Ara Parseghian: 5 things to know about Miami/Notre Dame football coach

Legendary college football coach Ara Parseghian passed away early Wednesday morning at the age of 94.

Here are five things to know about the College Football Hall of Famer:

1. Parseghian played and coached at Miami University after serving in the Navy during World War II.

The Akron native initially enrolled at the University of Akron before joining the war effort. Parseghian’s military experience would change his life in more ways than one.

After playing for the legendary Paul Brown at Great Lakes Naval Academy in 1944, he ended up in Oxford (where Brown had also coached) when his service was up. There he played for another of the most innovative coaches in the history of football: Sid Gillman.

2. The Steelers and the Browns both drafted Parseghian.

He chose to play in Cleveland, where Brown was building a dynasty by Lake Erie, but a hip injury cut short his playing career after one season.
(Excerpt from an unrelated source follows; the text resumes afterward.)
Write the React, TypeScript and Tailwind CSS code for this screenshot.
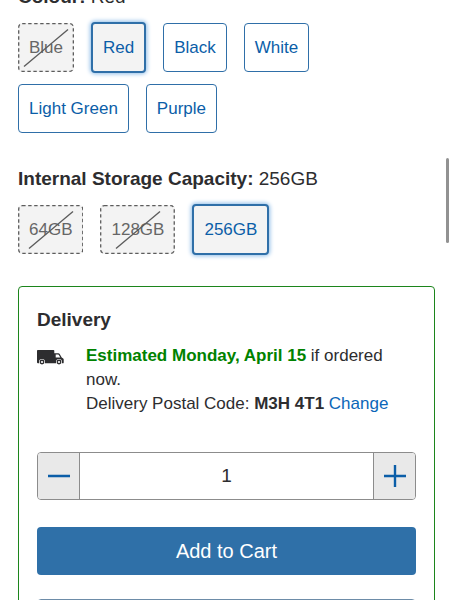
import { useState } from "react";
import clsx from "clsx";

type OptionItem = { label: string; available: boolean };

const colours: OptionItem[] = [
  { label: "Blue", available: false },
  { label: "Red", available: true },
  { label: "Black", available: true },
  { label: "White", available: true },
  { label: "Light Green", available: true },
  { label: "Purple", available: true },
];

const capacities: OptionItem[] = [
  { label: "64GB", available: false },
  { label: "128GB", available: false },
  { label: "256GB", available: true },
];

function UnavailableMark() {
  return (
    <>
      <svg className="absolute -inset-px size-[calc(100%+2px)]" fill="none" aria-hidden="true">
        <rect
          x="0.7"
          y="0.7"
          rx="3.5"
          className="h-[calc(100%-1.4px)] w-[calc(100%-1.4px)]"
          stroke="#5c5c5c"
          strokeWidth="1.3"
          strokeDasharray="3.4 2.6"
        />
      </svg>
      <svg
        className="absolute inset-0 m-auto h-[38px] w-[46px]"
        viewBox="0 0 46 38"
        fill="none"
        aria-hidden="true"
      >
        <path d="M1 37.5 45 .5" stroke="#5c5c5c" strokeWidth="1.3" />
      </svg>
    </>
  );
}

function OptionButton({
  item,
  selected,
  onSelect,
}: {
  item: OptionItem;
  selected: boolean;
  onSelect: () => void;
}) {
  return (
    <button
      type="button"
      disabled={!item.available}
      aria-pressed={selected}
      onClick={onSelect}
      className={clsx(
        "relative rounded px-[10px] text-[17px] leading-6",
        !item.available && "border-transparent bg-[#f3f3f3] text-[#666]",
        item.available && "border-[#2f6fa8] text-[#0b5ea8]",
        selected
          ? "-my-px h-[51px] border-2 bg-[#f3f3f3] shadow-[0_0_4px_1px_#8fbde8]"
          : "h-[49px] border"
      )}
    >
      {item.label}
      {!item.available && <UnavailableMark />}
    </button>
  );
}

function OptionGroup({
  title,
  items,
  value,
  onChange,
}: {
  title: string;
  items: OptionItem[];
  value: string;
  onChange: (value: string) => void;
}) {
  return (
    <section className="mb-8">
      <h2 className="text-[19px] leading-7">
        <span className="font-bold">{title}:</span> {value}
      </h2>
      <div className="mt-3 flex flex-wrap gap-x-[17px] gap-y-3">
        {items.map((item) => (
          <OptionButton
            key={item.label}
            item={item}
            selected={item.label === value}
            onSelect={() => onChange(item.label)}
          />
        ))}
      </div>
    </section>
  );
}

function TruckIcon() {
  return (
    <svg className="h-[15px] w-[27px]" viewBox="0 0 27 15" aria-hidden="true">
      <path
        fill="#2d2d2f"
        fillRule="evenodd"
        d="M.8 0H16.5q.8 0 .8.8V3.200H21.400q.8 0 1.300.7L24.700 7.600 26.200 8.600q.5.4.5 1V12.400q0 .9-.9.900H1Q0 13.300 0 12.300V.8Q0 0 .8 0ZM18.700 4.400V7.600H23.300L21.700 4.800Q21.500 4.400 21 4.400Z"
      />
      <circle cx="5" cy="12" r="3" fill="#fff" />
      <circle cx="5" cy="12" r="2.400" fill="#2d2d2f" />
      <circle cx="5" cy="12" r="1.100" fill="#fff" />
      <circle cx="22" cy="12" r="3" fill="#fff" />
      <circle cx="22" cy="12" r="2.400" fill="#2d2d2f" />
      <circle cx="22" cy="12" r="1.100" fill="#fff" />
    </svg>
  );
}

function QuantityPicker() {
  const [quantity, setQuantity] = useState(1);

  return (
    <div className="mt-9 flex h-12 overflow-hidden rounded border border-[#8c8c8c]">
      <button
        type="button"
        aria-label="Decrease quantity"
        onClick={() => setQuantity(Math.max(1, quantity - 1))}
        className="flex w-[42px] shrink-0 items-center justify-center border-r border-[#8c8c8c] bg-[#e9e9e9]"
      >
        <svg className="size-[22px]" viewBox="0 0 22 22" aria-hidden="true">
          <path d="M0 11H22" stroke="#0b5ea8" strokeWidth="2.4" />
        </svg>
      </button>
      <input
        type="text"
        inputMode="numeric"
        aria-label="Quantity"
        value={quantity}
        onChange={(e) => setQuantity(Number(e.target.value) || 1)}
        className="min-w-0 flex-1 bg-white text-center text-[19px]"
      />
      <button
        type="button"
        aria-label="Increase quantity"
        onClick={() => setQuantity(quantity + 1)}
        className="flex w-[42px] shrink-0 items-center justify-center border-l border-[#8c8c8c] bg-[#e9e9e9]"
      >
        <svg className="size-[22px]" viewBox="0 0 22 22" aria-hidden="true">
          <path d="M0 11H22M11 0V22" stroke="#0b5ea8" strokeWidth="2.4" />
        </svg>
      </button>
    </div>
  );
}

export default function App() {
  const [colour, setColour] = useState("Red");
  const [capacity, setCapacity] = useState("256GB");

  return (
    <div className="relative h-screen overflow-hidden bg-white font-['Liberation_Sans',Arial,sans-serif] text-[#2d2d2f]">
      <main className="-mt-[17px] px-[18px]">
        <OptionGroup title="Colour" items={colours} value={colour} onChange={setColour} />
        <OptionGroup
          title="Internal Storage Capacity"
          items={capacities}
          value={capacity}
          onChange={setCapacity}
        />
        <section className="rounded border border-[#1c851c] px-[18px] pt-[21px] pb-6">
          <h2 className="text-[19px] leading-6 font-bold">Delivery</h2>
          <div className="mt-3 flex gap-[22px] text-[17px] leading-6">
            <div className="shrink-0 pt-[6px]">
              <TruckIcon />
            </div>
            <div>
              <p>
                <span className="font-bold text-[#008200]">Estimated Monday, April 15</span> if
                ordered now.
              </p>
              <p>
                Delivery Postal Code: <span className="font-bold">M3H 4T1</span>{" "}
                <a href="#change" className="text-[#0b66b8]">
                  Change
                </a>
              </p>
            </div>
          </div>
          <QuantityPicker />
          <button
            type="button"
            className="mt-[27px] h-12 w-full rounded bg-[#2f70a8] text-xl text-white"
          >
            Add to Cart
          </button>
          <button
            type="button"
            aria-label="Reserve in store"
            className="mt-6 h-12 w-full rounded border border-[#6d8ca8] bg-white"
          />
        </section>
      </main>
      {/* scroll indicator */}
      <div className="absolute top-[158px] right-1 h-[85px] w-[3px] rounded-full bg-[#929292]" />
    </div>
  );
}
3. Woody Hayes recruited Parseghian back to Miami, where he ended up becoming part of the Cradle of Coaches.

When Hayes left for Ohio State after the 1950 season, Parseghian was elevated to head coach of the Redskins. He led them to a 39-6-1 record, winning two MAC titles.

4. Parseghian restored the glory at Notre Dame in the 1960s.

After a successful eight-year run at Northwestern, Parseghian took over a Fighting Irish team five years removed from its last winning season.

His first team in South Bend went 9-1 in 1964, finishing third in the Associated Press poll and being named national champions by the National Football Foundation.

Parseghian’s Irish were consensus national champions in 1966 and won the AP crown in ’73.

5. With the help of his family, he began the Ara Parseghian Medical Research Foundation in 1994.

The foundation raises funds for the fight against Neimann-Pick Type C Disease, a genetic pediatric neurodegenerative disorder that took the lives of three of his grandchildren.

Partnered with Notre Dame since 2010, the foundation has raised more than $45 million.